In the listing below, count each line containing "this" and answer with the count only.

Records excerpted from a collection:
○ ○ ○ ○

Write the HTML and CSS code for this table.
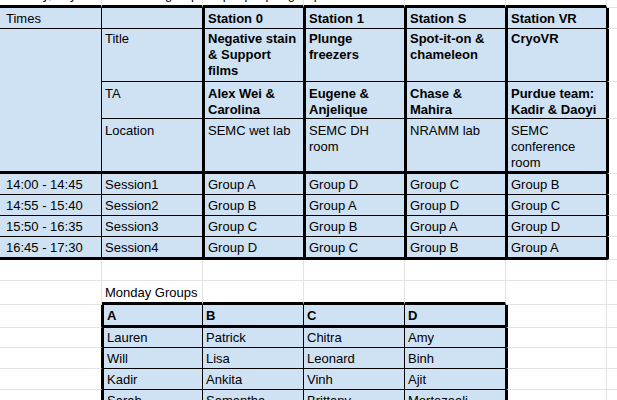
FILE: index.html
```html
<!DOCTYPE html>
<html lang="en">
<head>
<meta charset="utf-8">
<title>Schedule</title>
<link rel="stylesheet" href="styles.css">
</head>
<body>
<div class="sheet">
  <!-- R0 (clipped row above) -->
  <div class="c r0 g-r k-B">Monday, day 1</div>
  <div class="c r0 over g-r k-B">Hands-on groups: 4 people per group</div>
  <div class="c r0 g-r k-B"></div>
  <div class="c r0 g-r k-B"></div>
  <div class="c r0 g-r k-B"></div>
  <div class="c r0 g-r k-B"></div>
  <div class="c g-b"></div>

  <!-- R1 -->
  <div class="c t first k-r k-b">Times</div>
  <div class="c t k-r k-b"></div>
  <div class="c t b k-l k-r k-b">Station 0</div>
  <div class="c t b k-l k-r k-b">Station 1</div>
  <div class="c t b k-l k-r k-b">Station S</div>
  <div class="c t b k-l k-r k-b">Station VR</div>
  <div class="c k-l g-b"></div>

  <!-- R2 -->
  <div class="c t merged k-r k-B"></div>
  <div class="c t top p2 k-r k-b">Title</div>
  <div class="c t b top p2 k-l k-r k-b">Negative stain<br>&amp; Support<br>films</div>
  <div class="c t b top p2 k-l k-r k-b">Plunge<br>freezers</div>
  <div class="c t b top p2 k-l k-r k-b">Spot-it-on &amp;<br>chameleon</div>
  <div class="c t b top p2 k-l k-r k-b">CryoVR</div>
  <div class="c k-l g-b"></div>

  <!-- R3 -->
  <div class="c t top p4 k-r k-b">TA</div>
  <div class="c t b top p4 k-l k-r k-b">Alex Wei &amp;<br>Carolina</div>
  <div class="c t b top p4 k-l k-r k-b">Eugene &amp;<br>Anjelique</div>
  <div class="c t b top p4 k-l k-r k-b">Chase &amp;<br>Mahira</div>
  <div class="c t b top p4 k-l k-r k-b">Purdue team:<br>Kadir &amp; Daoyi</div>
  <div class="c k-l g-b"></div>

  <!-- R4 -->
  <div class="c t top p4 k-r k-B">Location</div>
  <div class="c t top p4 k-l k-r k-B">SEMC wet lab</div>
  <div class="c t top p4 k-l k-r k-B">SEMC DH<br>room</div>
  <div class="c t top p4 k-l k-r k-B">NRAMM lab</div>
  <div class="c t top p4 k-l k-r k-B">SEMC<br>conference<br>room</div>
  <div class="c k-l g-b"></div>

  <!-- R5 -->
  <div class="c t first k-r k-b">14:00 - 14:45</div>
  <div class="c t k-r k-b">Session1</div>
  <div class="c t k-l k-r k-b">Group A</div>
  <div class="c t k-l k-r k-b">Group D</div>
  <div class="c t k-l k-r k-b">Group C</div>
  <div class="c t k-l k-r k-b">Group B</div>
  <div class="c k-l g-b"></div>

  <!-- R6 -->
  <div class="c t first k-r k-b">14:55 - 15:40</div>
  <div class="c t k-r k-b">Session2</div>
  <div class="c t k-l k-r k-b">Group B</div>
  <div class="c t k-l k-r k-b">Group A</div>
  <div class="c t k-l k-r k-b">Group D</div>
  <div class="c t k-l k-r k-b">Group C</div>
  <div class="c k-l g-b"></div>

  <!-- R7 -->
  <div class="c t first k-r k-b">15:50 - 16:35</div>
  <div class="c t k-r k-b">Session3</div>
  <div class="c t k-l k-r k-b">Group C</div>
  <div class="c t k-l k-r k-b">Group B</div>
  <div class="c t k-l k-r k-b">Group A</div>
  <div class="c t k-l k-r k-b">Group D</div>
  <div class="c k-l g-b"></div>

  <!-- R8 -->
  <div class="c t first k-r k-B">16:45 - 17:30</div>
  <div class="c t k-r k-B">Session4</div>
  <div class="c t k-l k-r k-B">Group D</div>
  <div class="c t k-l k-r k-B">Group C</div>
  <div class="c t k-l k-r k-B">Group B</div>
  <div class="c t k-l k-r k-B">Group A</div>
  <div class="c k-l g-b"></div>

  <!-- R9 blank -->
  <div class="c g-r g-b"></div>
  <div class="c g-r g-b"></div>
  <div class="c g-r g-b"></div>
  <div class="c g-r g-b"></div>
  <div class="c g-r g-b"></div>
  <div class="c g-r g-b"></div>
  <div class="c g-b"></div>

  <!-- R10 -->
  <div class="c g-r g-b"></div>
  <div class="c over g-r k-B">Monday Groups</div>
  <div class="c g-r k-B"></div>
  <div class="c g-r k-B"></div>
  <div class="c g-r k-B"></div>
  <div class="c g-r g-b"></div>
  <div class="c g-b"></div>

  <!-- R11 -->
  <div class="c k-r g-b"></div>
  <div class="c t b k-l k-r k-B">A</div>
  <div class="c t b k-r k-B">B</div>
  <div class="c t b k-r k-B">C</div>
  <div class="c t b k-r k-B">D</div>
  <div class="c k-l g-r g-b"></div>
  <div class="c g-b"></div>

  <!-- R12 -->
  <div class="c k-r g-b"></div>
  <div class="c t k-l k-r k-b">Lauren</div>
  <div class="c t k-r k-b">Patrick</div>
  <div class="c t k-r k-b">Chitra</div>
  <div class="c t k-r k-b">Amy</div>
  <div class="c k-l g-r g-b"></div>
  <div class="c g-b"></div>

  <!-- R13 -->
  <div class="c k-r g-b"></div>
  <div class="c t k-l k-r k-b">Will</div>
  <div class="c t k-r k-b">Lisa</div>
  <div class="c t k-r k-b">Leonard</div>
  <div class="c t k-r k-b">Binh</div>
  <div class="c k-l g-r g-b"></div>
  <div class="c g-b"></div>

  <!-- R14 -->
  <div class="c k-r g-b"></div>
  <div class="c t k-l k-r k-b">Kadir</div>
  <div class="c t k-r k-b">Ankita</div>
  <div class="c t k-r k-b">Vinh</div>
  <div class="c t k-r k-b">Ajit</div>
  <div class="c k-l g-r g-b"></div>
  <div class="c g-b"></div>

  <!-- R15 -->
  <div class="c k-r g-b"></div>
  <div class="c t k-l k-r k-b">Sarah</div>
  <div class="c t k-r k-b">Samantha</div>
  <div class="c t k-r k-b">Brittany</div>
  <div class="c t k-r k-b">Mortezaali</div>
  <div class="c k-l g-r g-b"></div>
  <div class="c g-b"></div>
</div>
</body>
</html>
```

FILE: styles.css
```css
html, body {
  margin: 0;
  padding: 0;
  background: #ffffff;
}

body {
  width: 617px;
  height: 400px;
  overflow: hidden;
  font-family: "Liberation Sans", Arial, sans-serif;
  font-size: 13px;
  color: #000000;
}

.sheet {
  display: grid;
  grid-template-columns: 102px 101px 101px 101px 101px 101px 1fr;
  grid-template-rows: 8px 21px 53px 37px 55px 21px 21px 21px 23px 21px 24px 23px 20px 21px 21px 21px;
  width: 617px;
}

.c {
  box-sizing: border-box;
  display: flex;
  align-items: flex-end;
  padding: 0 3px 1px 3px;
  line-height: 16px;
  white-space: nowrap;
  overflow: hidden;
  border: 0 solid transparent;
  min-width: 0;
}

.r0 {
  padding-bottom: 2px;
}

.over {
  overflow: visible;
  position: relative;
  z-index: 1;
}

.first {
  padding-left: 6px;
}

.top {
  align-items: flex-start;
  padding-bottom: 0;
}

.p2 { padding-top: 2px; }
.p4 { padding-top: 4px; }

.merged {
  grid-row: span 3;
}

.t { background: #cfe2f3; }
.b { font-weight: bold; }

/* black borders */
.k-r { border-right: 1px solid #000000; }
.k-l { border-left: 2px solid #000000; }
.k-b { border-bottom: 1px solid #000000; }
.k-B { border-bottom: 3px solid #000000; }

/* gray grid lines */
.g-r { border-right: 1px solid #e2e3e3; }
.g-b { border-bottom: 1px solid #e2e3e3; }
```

○ ○ ○ ○

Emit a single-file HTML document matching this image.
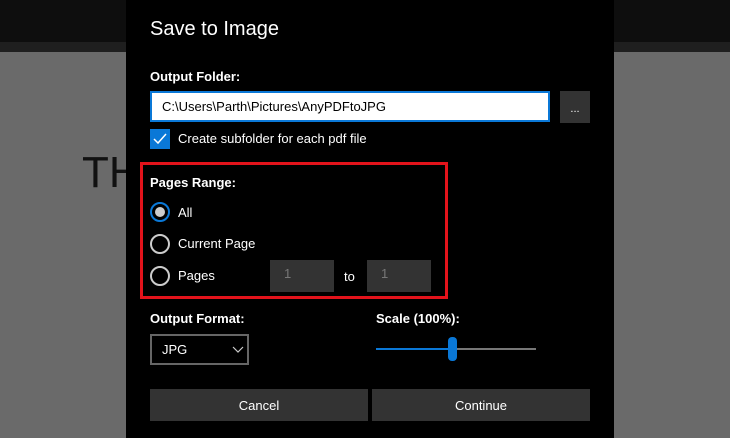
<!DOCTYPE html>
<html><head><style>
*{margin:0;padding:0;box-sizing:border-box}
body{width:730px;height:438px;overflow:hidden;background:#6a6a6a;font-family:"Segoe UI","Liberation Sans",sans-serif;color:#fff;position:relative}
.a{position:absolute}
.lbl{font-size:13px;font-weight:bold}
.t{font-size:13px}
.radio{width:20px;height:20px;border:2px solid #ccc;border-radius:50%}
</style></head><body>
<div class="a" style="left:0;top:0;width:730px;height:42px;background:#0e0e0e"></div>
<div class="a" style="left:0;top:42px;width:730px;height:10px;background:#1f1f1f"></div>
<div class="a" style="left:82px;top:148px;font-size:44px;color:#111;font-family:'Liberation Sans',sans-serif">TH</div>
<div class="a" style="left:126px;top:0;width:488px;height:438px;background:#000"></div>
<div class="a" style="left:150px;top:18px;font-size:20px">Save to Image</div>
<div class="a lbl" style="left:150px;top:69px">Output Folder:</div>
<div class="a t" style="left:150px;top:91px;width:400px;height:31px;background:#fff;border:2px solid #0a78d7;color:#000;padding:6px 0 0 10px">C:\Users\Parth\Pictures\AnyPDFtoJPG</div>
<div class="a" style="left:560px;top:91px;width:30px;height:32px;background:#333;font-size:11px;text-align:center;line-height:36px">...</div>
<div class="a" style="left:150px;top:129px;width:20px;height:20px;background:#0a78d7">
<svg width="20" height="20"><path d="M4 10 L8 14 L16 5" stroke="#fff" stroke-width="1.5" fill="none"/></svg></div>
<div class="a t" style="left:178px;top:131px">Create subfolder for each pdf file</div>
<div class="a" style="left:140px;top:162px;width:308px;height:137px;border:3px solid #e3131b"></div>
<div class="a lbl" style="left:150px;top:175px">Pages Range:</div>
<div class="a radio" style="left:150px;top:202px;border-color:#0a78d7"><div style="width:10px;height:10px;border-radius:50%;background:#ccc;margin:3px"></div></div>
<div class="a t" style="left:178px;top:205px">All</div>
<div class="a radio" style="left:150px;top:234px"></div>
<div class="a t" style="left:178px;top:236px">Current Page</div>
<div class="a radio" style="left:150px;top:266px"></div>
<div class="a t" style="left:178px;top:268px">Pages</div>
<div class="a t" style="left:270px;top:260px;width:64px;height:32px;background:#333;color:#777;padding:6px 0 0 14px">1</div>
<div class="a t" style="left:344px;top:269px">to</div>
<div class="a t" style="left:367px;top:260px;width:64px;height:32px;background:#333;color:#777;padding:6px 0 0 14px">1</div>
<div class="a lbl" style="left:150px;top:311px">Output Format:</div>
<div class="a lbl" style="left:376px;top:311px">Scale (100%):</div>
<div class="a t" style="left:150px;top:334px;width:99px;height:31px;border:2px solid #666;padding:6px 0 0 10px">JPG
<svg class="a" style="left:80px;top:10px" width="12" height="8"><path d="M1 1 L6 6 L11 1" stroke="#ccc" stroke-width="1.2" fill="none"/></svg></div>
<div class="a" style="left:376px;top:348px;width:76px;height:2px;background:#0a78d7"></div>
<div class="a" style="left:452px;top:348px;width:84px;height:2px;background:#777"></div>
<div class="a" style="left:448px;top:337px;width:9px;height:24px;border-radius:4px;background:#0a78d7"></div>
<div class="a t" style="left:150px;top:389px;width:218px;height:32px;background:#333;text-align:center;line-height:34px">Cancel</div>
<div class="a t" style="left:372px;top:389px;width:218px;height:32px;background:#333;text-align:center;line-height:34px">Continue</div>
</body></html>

○ ○ ○ ○

Exercise response — 2